To do
Images embedded in the records are excluded; print everything else exactly as given.

Dataset content
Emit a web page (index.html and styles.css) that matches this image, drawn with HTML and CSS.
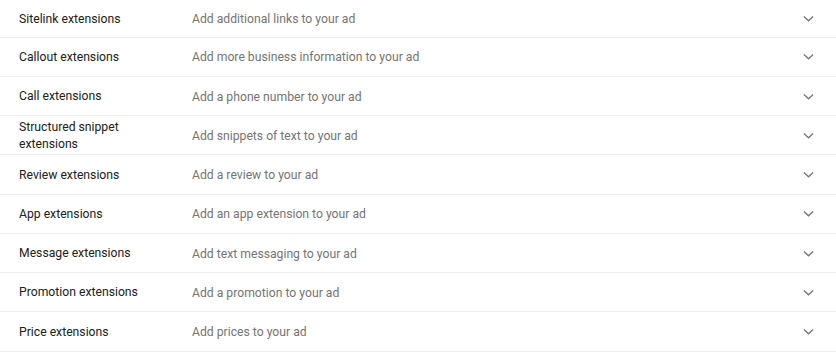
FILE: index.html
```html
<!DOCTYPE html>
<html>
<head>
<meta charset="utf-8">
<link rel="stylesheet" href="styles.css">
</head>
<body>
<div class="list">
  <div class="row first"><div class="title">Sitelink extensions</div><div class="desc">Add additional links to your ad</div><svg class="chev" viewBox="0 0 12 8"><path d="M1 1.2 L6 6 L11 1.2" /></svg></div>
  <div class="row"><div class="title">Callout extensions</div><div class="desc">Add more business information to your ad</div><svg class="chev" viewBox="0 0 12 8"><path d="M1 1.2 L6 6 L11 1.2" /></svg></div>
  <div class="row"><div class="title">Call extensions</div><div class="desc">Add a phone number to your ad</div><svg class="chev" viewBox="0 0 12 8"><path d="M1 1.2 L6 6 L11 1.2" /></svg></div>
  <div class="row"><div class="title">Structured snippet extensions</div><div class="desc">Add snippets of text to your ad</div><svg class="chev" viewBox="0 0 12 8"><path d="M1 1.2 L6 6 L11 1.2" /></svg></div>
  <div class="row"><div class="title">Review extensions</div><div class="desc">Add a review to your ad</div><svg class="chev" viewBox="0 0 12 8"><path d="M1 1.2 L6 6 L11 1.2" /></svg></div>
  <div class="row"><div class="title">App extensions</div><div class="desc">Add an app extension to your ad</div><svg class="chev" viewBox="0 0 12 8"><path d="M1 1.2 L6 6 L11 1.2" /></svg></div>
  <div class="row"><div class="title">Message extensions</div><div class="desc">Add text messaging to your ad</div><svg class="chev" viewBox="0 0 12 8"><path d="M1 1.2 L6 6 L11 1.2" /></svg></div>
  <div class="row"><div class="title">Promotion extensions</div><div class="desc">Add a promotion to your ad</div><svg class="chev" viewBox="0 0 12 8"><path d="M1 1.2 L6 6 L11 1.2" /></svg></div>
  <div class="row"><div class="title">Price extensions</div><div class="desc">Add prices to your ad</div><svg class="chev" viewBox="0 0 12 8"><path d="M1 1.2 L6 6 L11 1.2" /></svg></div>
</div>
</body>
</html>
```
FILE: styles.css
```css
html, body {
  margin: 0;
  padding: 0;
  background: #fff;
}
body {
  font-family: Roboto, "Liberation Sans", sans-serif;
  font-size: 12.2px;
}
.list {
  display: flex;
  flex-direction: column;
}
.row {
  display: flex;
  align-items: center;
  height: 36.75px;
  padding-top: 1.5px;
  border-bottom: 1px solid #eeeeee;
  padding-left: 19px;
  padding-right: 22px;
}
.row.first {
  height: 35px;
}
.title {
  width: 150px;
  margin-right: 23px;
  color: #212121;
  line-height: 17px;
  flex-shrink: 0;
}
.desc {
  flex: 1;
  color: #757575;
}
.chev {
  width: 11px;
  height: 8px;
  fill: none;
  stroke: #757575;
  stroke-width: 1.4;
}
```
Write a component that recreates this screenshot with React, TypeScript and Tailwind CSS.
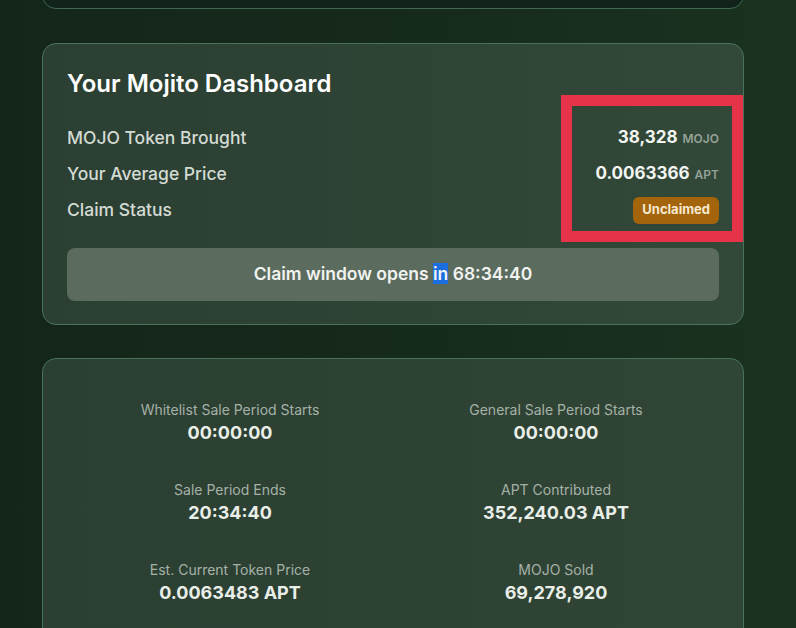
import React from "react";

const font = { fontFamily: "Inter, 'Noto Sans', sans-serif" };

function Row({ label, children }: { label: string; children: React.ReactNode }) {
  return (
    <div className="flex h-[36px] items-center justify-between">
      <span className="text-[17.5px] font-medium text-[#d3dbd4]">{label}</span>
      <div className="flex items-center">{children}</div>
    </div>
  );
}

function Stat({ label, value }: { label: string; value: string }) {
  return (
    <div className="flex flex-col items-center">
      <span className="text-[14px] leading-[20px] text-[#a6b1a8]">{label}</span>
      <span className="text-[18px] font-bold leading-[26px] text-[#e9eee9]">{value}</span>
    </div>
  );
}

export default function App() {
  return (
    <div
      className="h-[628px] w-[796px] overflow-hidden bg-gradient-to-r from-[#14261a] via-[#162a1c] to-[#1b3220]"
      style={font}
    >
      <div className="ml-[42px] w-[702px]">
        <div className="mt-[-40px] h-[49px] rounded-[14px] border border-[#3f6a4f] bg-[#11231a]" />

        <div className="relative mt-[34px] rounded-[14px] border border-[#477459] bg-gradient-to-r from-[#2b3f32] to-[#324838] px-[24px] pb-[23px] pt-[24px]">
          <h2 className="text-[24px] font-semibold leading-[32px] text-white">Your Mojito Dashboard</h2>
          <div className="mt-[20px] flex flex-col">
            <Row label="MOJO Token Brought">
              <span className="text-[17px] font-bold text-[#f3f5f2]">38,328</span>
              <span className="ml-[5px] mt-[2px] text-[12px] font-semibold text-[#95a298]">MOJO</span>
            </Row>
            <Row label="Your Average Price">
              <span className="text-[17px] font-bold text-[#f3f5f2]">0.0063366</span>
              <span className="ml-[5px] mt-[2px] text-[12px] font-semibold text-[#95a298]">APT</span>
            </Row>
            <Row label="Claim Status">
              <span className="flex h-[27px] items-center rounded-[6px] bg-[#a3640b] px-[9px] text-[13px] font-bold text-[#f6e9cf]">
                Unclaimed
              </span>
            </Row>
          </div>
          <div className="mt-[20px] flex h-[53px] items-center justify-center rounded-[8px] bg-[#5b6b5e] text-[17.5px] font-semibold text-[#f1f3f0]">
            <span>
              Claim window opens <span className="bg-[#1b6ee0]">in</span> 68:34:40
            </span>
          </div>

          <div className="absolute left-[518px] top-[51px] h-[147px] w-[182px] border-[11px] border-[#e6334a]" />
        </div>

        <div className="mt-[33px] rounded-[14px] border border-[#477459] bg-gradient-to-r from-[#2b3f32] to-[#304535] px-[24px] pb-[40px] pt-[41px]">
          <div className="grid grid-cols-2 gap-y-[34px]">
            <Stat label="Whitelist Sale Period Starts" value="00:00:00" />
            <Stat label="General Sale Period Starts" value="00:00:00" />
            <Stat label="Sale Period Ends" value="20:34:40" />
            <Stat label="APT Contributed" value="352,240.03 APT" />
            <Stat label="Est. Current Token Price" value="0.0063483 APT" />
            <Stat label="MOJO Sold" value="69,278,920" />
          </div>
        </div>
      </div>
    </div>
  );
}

Result below
Emit a web page (index.html and styles.css) that matches this image, drawn with HTML and CSS.
FILE: index.html
```html
<!DOCTYPE html>
<html>
<head>
<meta charset="utf-8">
<link rel="stylesheet" href="styles.css">
</head>
<body>
<div class="list">
  <div class="row first"><div class="title">Sitelink extensions</div><div class="desc">Add additional links to your ad</div><svg class="chev" viewBox="0 0 12 8"><path d="M1 1.2 L6 6 L11 1.2" /></svg></div>
  <div class="row"><div class="title">Callout extensions</div><div class="desc">Add more business information to your ad</div><svg class="chev" viewBox="0 0 12 8"><path d="M1 1.2 L6 6 L11 1.2" /></svg></div>
  <div class="row"><div class="title">Call extensions</div><div class="desc">Add a phone number to your ad</div><svg class="chev" viewBox="0 0 12 8"><path d="M1 1.2 L6 6 L11 1.2" /></svg></div>
  <div class="row"><div class="title">Structured snippet extensions</div><div class="desc">Add snippets of text to your ad</div><svg class="chev" viewBox="0 0 12 8"><path d="M1 1.2 L6 6 L11 1.2" /></svg></div>
  <div class="row"><div class="title">Review extensions</div><div class="desc">Add a review to your ad</div><svg class="chev" viewBox="0 0 12 8"><path d="M1 1.2 L6 6 L11 1.2" /></svg></div>
  <div class="row"><div class="title">App extensions</div><div class="desc">Add an app extension to your ad</div><svg class="chev" viewBox="0 0 12 8"><path d="M1 1.2 L6 6 L11 1.2" /></svg></div>
  <div class="row"><div class="title">Message extensions</div><div class="desc">Add text messaging to your ad</div><svg class="chev" viewBox="0 0 12 8"><path d="M1 1.2 L6 6 L11 1.2" /></svg></div>
  <div class="row"><div class="title">Promotion extensions</div><div class="desc">Add a promotion to your ad</div><svg class="chev" viewBox="0 0 12 8"><path d="M1 1.2 L6 6 L11 1.2" /></svg></div>
  <div class="row"><div class="title">Price extensions</div><div class="desc">Add prices to your ad</div><svg class="chev" viewBox="0 0 12 8"><path d="M1 1.2 L6 6 L11 1.2" /></svg></div>
</div>
</body>
</html>
```
FILE: styles.css
```css
html, body {
  margin: 0;
  padding: 0;
  background: #fff;
}
body {
  font-family: Roboto, "Liberation Sans", sans-serif;
  font-size: 12.2px;
}
.list {
  display: flex;
  flex-direction: column;
}
.row {
  display: flex;
  align-items: center;
  height: 36.75px;
  padding-top: 1.5px;
  border-bottom: 1px solid #eeeeee;
  padding-left: 19px;
  padding-right: 22px;
}
.row.first {
  height: 35px;
}
.title {
  width: 150px;
  margin-right: 23px;
  color: #212121;
  line-height: 17px;
  flex-shrink: 0;
}
.desc {
  flex: 1;
  color: #757575;
}
.chev {
  width: 11px;
  height: 8px;
  fill: none;
  stroke: #757575;
  stroke-width: 1.4;
}
```
Write a component that recreates this screenshot with React, TypeScript and Tailwind CSS.
import React from "react";

const font = { fontFamily: "Inter, 'Noto Sans', sans-serif" };

function Row({ label, children }: { label: string; children: React.ReactNode }) {
  return (
    <div className="flex h-[36px] items-center justify-between">
      <span className="text-[17.5px] font-medium text-[#d3dbd4]">{label}</span>
      <div className="flex items-center">{children}</div>
    </div>
  );
}

function Stat({ label, value }: { label: string; value: string }) {
  return (
    <div className="flex flex-col items-center">
      <span className="text-[14px] leading-[20px] text-[#a6b1a8]">{label}</span>
      <span className="text-[18px] font-bold leading-[26px] text-[#e9eee9]">{value}</span>
    </div>
  );
}

export default function App() {
  return (
    <div
      className="h-[628px] w-[796px] overflow-hidden bg-gradient-to-r from-[#14261a] via-[#162a1c] to-[#1b3220]"
      style={font}
    >
      <div className="ml-[42px] w-[702px]">
        <div className="mt-[-40px] h-[49px] rounded-[14px] border border-[#3f6a4f] bg-[#11231a]" />

        <div className="relative mt-[34px] rounded-[14px] border border-[#477459] bg-gradient-to-r from-[#2b3f32] to-[#324838] px-[24px] pb-[23px] pt-[24px]">
          <h2 className="text-[24px] font-semibold leading-[32px] text-white">Your Mojito Dashboard</h2>
          <div className="mt-[20px] flex flex-col">
            <Row label="MOJO Token Brought">
              <span className="text-[17px] font-bold text-[#f3f5f2]">38,328</span>
              <span className="ml-[5px] mt-[2px] text-[12px] font-semibold text-[#95a298]">MOJO</span>
            </Row>
            <Row label="Your Average Price">
              <span className="text-[17px] font-bold text-[#f3f5f2]">0.0063366</span>
              <span className="ml-[5px] mt-[2px] text-[12px] font-semibold text-[#95a298]">APT</span>
            </Row>
            <Row label="Claim Status">
              <span className="flex h-[27px] items-center rounded-[6px] bg-[#a3640b] px-[9px] text-[13px] font-bold text-[#f6e9cf]">
                Unclaimed
              </span>
            </Row>
          </div>
          <div className="mt-[20px] flex h-[53px] items-center justify-center rounded-[8px] bg-[#5b6b5e] text-[17.5px] font-semibold text-[#f1f3f0]">
            <span>
              Claim window opens <span className="bg-[#1b6ee0]">in</span> 68:34:40
            </span>
          </div>

          <div className="absolute left-[518px] top-[51px] h-[147px] w-[182px] border-[11px] border-[#e6334a]" />
        </div>

        <div className="mt-[33px] rounded-[14px] border border-[#477459] bg-gradient-to-r from-[#2b3f32] to-[#304535] px-[24px] pb-[40px] pt-[41px]">
          <div className="grid grid-cols-2 gap-y-[34px]">
            <Stat label="Whitelist Sale Period Starts" value="00:00:00" />
            <Stat label="General Sale Period Starts" value="00:00:00" />
            <Stat label="Sale Period Ends" value="20:34:40" />
            <Stat label="APT Contributed" value="352,240.03 APT" />
            <Stat label="Est. Current Token Price" value="0.0063483 APT" />
            <Stat label="MOJO Sold" value="69,278,920" />
          </div>
        </div>
      </div>
    </div>
  );
}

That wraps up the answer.